«Реалистический манифест Габо и Певзнера:
Над бурями наших будней.
Расцвет новой культуры.
„Война и Революция“ — очистительные грозы грядущей эпохи — поставили нас перед свершившимся фактом уже родившихся, уже действующих новых форм жизни.
С чем идет искусство в эту расцветающую эпоху человеческой истории?
Имеет ли оно средства, необходимые для постройки нового великого стиля?»
Или:
«Творчество лишь там, где в картинах является форма, не берущая ничего созданного уже в натуре, но которая вытекает из живописных масс, не повторяя и не изменяя первоначальных форм предметов натуры».
По существу, это знакомая идея, взятая у идеологов кубизма: Брака, Глеза и Меценже. Нам также знаком этот уже обкатанный плакатный язык.
Таким же эпатирующим духом насыщена пустая фраза Малевича:
«Динамизм живописи есть только бунт к выходу живописных масс из вещи к не обозначающим ничего формам, т. е. к господству чисто самоцельных живописных форм над разумными, к супрематизму как к новому живописному реализму».
Что может дать этот набор безумных, погруженных в хаос слов молодому художнику, вступающему в незнакомый художественный мир? Новое учение, где все отрицается: и форма, и ее окраска, и участие разума? И каким счастьем показалась ему возможность рисовать и писать окружающий его мир! С какой радостью художник начал писать празднества, деревья и голубое небо!
Появились новые люди, но изображать весь этот блестящий новый мир вожди Малевич, Кандинский и их ассистенты не разрешали, считая все это для искусства устаревшим. Вспоминаю, с каким непередаваемым интересом мои молодые слушатели жадно набрасывались на репродукции Мане, Домье и Ван Гога. Все запреты, наложенные вхутемасовскими новаторами на советскую живопись, были сняты. Художник был свободен.
Что же они отвергали и что же они утверждали?
«Мы утверждаем ГЛУБИНУ как единственную изобразительную форму пространства.
Мы отвергаем в скульптуре массу как скульптурный элемент.
Вы, скульпторы всех оттенков и направлений! Вы до сих пор придерживаетесь векового предрассудка. Будто объем нельзя освободить от массы. Вот мы берем четыре плоскости и из них строим тот же объем, что из четырех пудов массы.
Этим путем мы возвращаем скульптуре похищенную у нее вековым предрассудком линию как направление. Этим путем мы утверждаем в ней глубину как единственную форму пространства.
Мы утверждаем в изобразительном искусстве новые элементы, кинетические ритмы как основные формы ощущений нашего времени».
Те же конструктивистские идеи шумно проповедовал художник Татлин, но его железобетонное и фанерно-картонное творчество не имел о большого резонанса, и вхутемасовцы не испытывали желания последовать за ним.
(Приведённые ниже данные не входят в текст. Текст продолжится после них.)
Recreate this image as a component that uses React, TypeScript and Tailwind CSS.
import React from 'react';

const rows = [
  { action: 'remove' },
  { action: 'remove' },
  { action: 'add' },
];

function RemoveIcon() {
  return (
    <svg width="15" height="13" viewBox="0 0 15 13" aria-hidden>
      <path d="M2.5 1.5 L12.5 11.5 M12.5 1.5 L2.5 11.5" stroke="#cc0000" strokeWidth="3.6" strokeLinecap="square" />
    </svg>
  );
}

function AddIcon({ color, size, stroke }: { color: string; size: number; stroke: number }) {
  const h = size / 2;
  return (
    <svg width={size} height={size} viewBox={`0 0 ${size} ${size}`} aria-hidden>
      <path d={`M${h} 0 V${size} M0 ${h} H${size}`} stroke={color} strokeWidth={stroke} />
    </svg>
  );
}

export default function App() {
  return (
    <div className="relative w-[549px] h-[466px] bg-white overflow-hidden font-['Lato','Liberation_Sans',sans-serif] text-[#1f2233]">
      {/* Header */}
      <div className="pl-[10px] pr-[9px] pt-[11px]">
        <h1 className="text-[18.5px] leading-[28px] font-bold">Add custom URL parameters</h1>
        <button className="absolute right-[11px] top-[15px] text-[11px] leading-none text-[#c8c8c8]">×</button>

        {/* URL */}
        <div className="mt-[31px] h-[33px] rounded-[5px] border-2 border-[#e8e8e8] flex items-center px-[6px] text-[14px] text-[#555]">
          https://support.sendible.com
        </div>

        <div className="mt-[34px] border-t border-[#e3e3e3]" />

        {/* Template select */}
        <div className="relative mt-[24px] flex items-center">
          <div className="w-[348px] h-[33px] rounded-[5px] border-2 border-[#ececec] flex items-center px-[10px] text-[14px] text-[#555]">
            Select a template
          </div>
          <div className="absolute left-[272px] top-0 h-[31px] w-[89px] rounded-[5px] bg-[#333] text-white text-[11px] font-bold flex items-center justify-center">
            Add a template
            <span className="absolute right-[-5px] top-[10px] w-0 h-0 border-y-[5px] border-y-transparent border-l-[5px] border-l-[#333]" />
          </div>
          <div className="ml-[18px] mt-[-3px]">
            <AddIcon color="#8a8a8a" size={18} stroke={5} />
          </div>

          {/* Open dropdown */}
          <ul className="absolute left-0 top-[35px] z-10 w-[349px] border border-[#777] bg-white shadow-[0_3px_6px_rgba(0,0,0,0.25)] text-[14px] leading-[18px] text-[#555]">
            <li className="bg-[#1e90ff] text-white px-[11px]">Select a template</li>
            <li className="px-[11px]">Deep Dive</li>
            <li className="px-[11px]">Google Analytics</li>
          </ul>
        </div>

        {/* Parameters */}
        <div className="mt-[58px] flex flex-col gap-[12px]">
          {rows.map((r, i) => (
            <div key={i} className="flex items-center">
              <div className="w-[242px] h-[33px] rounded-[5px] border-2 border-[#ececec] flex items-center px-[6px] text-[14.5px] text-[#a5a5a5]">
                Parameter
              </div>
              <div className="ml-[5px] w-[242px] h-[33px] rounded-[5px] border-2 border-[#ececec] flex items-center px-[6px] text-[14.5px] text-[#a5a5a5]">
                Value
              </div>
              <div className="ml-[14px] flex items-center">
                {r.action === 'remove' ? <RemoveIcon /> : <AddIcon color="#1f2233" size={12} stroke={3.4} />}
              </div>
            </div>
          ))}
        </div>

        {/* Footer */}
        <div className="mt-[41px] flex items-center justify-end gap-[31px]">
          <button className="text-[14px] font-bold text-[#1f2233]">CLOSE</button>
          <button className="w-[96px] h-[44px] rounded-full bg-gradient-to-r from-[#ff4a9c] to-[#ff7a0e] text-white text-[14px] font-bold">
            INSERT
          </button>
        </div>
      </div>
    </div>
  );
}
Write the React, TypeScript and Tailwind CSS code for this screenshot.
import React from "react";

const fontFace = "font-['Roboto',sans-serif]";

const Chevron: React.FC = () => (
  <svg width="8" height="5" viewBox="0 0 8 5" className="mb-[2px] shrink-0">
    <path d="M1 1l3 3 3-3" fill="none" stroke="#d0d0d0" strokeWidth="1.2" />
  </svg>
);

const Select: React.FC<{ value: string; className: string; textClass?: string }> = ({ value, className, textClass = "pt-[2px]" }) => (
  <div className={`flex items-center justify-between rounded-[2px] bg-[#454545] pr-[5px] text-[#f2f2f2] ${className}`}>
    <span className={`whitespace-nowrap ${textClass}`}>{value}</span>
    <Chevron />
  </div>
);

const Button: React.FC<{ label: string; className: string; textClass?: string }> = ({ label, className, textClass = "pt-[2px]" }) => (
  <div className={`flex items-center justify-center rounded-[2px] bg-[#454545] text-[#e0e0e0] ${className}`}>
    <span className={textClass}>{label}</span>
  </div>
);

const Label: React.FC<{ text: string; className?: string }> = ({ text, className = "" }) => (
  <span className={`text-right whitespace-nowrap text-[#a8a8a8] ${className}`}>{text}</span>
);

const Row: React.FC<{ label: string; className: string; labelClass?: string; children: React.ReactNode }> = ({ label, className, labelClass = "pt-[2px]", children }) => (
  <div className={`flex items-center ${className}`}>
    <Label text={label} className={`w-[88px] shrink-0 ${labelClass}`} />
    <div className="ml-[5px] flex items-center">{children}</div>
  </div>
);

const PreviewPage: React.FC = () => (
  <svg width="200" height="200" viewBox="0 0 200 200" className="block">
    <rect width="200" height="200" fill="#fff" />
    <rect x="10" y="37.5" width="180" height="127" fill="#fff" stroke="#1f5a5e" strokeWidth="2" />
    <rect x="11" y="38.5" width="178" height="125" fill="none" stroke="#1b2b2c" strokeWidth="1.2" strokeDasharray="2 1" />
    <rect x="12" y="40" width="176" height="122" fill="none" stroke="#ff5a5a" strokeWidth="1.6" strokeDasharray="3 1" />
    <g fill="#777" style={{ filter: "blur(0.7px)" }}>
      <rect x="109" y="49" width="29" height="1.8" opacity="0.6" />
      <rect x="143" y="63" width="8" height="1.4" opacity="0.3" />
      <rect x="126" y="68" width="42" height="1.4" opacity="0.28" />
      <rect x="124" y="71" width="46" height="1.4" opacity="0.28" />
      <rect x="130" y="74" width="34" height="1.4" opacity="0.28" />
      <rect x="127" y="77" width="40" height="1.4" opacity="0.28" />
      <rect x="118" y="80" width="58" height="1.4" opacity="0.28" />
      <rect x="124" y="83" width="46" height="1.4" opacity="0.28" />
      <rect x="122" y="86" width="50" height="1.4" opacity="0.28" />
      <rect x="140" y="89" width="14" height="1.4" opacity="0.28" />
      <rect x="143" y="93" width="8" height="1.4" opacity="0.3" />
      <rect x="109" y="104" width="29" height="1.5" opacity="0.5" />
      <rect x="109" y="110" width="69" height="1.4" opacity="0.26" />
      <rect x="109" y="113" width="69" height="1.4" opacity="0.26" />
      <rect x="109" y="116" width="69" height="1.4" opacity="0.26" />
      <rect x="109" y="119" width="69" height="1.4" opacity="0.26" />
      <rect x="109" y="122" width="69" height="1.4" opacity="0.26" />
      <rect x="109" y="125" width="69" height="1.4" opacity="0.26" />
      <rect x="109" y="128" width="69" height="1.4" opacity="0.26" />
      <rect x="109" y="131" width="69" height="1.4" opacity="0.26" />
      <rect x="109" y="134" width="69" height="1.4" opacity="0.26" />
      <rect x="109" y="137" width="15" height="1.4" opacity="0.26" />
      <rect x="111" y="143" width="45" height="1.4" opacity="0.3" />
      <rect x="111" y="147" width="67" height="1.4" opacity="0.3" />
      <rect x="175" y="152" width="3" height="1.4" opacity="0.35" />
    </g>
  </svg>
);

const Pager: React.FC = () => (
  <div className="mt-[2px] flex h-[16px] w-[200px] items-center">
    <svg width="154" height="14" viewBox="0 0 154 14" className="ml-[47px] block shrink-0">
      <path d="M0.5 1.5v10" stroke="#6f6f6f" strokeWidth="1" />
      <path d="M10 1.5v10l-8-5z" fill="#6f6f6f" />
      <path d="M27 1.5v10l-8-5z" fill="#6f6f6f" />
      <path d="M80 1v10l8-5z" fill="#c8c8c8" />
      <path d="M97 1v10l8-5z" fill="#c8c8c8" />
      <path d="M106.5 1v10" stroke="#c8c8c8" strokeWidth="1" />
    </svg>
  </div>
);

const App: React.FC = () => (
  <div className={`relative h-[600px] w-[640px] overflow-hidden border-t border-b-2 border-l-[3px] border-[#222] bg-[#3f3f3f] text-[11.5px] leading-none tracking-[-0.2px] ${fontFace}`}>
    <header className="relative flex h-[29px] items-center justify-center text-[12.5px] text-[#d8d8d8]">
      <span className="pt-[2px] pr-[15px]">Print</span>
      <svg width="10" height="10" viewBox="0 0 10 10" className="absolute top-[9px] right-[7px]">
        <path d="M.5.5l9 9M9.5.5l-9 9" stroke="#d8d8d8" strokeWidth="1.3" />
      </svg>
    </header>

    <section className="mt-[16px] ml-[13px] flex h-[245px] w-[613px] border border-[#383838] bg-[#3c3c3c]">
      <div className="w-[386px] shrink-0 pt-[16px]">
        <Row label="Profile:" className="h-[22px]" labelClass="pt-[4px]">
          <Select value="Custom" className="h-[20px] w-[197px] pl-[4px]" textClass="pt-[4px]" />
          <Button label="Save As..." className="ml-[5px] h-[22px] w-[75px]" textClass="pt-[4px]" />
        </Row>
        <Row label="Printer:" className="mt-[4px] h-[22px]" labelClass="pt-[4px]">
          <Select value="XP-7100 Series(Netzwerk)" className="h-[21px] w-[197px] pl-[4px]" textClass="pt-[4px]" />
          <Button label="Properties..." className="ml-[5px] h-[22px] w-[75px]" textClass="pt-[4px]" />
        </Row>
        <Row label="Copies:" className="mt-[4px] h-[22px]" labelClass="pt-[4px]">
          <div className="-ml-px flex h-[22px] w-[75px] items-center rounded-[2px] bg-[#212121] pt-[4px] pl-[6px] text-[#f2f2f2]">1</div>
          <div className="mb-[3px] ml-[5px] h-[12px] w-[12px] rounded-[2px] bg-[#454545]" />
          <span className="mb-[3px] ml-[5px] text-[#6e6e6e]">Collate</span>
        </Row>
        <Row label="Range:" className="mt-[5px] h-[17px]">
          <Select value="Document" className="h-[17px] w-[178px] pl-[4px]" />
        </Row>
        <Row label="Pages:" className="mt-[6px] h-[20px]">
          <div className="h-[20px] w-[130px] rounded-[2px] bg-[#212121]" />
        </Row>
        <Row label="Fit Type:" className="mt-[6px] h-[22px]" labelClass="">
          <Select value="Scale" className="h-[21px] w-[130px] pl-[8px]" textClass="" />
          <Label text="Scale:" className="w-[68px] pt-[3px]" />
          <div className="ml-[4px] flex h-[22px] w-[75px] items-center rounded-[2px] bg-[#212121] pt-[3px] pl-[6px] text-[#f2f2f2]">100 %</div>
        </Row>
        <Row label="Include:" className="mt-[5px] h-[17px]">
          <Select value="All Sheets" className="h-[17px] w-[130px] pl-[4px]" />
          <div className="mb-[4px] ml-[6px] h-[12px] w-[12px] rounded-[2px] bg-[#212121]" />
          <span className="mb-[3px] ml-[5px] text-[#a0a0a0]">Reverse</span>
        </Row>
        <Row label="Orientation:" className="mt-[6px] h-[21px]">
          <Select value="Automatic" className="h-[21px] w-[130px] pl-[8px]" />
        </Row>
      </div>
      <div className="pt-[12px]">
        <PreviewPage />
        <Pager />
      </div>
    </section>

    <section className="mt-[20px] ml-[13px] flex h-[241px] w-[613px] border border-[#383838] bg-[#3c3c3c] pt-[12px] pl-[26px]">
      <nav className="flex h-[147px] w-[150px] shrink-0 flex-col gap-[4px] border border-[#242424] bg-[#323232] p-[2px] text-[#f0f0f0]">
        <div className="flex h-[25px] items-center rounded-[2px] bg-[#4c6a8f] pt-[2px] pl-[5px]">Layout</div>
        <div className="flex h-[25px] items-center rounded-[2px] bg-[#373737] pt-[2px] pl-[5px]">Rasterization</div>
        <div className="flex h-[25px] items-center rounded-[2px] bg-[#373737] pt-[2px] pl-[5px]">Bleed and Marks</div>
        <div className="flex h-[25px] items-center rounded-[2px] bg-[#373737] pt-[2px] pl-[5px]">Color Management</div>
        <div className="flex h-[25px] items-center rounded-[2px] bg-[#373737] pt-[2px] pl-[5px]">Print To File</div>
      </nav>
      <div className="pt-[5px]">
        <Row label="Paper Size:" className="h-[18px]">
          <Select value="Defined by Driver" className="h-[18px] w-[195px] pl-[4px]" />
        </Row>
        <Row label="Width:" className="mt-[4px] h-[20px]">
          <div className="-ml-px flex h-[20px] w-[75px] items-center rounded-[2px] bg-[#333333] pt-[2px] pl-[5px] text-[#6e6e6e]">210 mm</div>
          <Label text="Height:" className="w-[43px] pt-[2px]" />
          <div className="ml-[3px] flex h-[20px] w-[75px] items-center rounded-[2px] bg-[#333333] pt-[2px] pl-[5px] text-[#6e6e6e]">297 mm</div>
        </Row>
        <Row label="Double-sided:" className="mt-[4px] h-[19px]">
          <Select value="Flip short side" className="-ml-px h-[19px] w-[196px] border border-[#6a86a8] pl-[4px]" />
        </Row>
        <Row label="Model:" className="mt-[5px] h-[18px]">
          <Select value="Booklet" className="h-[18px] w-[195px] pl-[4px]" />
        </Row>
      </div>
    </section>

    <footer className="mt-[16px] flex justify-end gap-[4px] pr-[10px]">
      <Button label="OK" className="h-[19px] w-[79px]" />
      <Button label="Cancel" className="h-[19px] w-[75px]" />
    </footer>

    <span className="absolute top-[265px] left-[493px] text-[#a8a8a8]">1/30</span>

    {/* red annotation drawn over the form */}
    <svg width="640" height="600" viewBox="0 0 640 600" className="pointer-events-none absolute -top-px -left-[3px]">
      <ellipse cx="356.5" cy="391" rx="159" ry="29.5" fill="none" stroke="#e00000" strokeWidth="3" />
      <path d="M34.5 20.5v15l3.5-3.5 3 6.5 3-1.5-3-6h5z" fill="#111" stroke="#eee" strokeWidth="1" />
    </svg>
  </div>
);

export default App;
Объявив войну живописи, Малевич и другие ничего взамен музейной классики не дали. В результате творческое наследие Малевича и Кандинского, а также их последователей нашло приют в текстильных, обойных и полиграфических фабриках. Их «опусы» были чужды музею живописи.
Вот уже полстолетия, как современная станковая картина, несмотря на все ее видоизменения, живет и развивается. Живописные принципы наших великих русских классиков Федотова, Иванова, Сурикова и Левитана, а также творчество французских новаторов Сезанна, Матисса и Пикассо продолжают жить.
Наконец стали появляться группы новой реалистической живописи: НОЖ (Новое Общество Живописи) и АХРР (Ассоциация Художников Революционной России). Маяковский амнистировал Рембрандта и Эрмитаж, а вхутемасовцы реабилитировали Третьяковку (Иванова, Сурикова и Левитана). Живопись вновь была объявлена носительницей эстетических ценностей.